Within the entries below, please return exactly the lines from the one with "Emit a component" through the one with "string; level: number;", leaving out any pictures.

Data for this exercise
________________

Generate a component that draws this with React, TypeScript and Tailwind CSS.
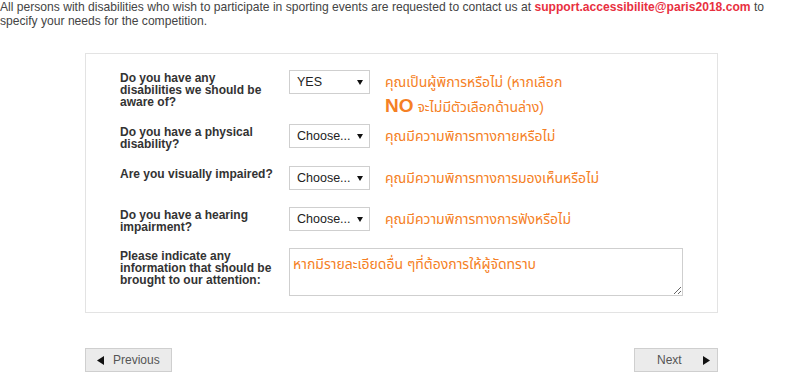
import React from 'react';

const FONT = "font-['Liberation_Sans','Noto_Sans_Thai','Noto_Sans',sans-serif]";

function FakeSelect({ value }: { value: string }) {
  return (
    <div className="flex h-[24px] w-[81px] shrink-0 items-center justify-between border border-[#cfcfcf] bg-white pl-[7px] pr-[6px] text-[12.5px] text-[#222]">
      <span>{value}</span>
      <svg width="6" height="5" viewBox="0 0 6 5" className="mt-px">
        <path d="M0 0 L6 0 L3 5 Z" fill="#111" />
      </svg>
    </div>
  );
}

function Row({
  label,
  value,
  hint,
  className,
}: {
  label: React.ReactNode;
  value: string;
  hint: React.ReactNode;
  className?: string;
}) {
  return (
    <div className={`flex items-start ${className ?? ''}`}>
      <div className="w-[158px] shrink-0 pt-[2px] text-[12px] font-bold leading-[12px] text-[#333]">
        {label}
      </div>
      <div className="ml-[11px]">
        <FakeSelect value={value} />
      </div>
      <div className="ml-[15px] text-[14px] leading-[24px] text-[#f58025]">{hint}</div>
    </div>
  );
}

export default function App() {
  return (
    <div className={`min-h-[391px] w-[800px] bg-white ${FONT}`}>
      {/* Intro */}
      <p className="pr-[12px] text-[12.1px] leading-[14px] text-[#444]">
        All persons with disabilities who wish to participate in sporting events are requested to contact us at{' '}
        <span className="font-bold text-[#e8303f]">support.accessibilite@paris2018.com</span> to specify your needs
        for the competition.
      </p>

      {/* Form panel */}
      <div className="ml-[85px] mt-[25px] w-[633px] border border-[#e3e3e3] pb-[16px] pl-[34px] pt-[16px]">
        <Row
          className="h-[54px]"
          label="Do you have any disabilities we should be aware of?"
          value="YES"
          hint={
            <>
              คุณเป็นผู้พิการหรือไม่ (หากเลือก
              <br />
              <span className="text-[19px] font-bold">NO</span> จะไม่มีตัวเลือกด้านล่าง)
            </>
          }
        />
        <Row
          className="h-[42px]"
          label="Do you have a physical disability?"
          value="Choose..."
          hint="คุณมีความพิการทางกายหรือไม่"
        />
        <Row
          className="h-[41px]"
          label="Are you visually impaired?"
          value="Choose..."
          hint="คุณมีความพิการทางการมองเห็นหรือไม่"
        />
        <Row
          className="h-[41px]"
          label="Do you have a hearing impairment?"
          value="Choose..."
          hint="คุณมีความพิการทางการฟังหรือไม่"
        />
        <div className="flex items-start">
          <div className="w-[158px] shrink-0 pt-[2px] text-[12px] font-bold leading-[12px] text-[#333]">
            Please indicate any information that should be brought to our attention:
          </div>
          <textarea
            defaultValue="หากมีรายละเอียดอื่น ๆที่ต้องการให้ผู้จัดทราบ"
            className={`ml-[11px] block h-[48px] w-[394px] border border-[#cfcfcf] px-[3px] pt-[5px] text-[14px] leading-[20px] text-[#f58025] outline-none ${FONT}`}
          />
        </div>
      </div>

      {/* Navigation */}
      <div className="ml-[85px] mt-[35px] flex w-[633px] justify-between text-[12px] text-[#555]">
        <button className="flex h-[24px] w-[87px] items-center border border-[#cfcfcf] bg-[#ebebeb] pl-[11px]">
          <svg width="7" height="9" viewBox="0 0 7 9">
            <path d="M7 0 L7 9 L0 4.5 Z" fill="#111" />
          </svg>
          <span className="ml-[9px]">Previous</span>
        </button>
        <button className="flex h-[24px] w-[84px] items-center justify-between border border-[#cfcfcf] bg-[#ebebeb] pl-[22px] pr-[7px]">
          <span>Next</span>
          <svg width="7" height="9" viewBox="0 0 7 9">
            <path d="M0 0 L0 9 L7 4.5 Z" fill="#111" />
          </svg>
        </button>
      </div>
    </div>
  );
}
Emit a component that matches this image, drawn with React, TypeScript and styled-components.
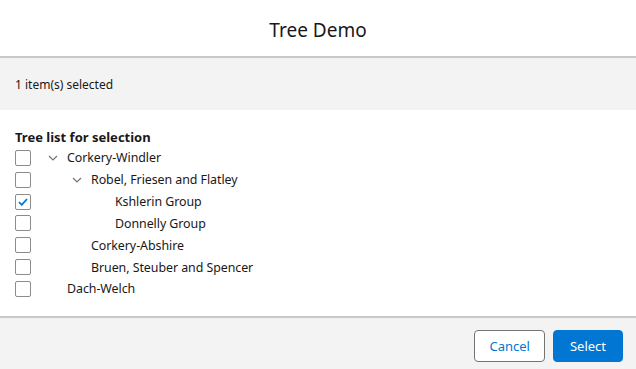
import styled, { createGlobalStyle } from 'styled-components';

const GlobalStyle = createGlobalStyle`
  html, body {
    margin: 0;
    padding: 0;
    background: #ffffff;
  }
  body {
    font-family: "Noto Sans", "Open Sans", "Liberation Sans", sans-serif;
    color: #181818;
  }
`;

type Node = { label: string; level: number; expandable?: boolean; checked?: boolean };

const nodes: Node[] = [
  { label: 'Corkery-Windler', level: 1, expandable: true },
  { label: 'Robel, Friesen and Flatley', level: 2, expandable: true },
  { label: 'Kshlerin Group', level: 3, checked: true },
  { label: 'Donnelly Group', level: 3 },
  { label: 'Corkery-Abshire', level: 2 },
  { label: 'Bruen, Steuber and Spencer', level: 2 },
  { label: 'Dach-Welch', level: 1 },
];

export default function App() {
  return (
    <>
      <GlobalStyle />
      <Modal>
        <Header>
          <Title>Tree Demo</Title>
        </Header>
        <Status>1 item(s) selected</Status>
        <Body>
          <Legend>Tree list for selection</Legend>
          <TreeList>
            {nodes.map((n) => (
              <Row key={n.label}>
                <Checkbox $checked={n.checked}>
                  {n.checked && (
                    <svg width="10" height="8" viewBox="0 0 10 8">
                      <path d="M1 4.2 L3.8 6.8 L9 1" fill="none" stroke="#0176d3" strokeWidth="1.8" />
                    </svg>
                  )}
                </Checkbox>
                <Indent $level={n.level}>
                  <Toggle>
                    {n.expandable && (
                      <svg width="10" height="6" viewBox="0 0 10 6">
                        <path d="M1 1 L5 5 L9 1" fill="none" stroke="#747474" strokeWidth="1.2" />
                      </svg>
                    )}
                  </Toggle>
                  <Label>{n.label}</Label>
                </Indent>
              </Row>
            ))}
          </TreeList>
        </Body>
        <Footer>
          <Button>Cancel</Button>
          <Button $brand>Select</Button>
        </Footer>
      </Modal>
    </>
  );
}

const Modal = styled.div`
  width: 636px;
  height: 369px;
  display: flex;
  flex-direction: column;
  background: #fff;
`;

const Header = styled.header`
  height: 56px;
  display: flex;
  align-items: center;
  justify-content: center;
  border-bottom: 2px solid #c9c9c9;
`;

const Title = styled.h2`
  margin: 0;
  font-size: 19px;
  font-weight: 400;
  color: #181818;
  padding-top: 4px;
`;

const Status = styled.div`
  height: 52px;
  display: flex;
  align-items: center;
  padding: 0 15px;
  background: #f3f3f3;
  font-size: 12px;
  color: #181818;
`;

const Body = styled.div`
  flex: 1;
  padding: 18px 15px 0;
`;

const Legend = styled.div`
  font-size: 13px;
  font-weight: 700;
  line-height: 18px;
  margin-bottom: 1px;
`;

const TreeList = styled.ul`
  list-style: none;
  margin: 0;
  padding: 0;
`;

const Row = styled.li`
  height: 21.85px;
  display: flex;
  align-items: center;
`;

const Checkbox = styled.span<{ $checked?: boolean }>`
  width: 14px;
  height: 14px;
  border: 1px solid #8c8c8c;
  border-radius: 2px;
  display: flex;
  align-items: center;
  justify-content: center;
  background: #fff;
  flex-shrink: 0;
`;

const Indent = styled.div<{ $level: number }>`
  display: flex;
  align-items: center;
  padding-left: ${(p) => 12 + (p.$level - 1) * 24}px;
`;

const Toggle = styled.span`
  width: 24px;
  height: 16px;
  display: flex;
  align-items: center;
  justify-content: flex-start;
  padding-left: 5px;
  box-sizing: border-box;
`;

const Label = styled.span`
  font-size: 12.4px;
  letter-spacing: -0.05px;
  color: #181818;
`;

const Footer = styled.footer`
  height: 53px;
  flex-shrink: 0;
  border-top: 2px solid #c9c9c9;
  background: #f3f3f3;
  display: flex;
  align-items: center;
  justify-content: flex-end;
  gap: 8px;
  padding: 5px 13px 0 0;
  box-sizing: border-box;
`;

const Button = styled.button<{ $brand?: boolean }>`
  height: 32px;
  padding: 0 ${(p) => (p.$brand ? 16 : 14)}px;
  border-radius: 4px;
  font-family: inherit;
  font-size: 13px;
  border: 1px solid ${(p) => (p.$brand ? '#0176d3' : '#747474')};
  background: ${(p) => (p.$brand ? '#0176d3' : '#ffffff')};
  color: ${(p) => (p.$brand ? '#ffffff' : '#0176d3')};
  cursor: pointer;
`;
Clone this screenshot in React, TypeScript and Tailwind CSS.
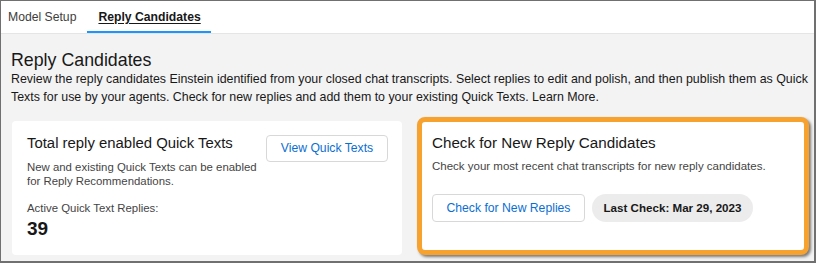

________________

The reply
Emit a component that matches this image, drawn with React, TypeScript and styled-components.
import styled, { createGlobalStyle } from 'styled-components';

const GlobalStyle = createGlobalStyle`
  html, body {
    margin: 0;
    padding: 0;
    background: #ffffff;
  }
  body {
    font-family: "Noto Sans", "Open Sans", "Liberation Sans", sans-serif;
    color: #181818;
  }
`;

type Node = { label: string; level: number; expandable?: boolean; checked?: boolean };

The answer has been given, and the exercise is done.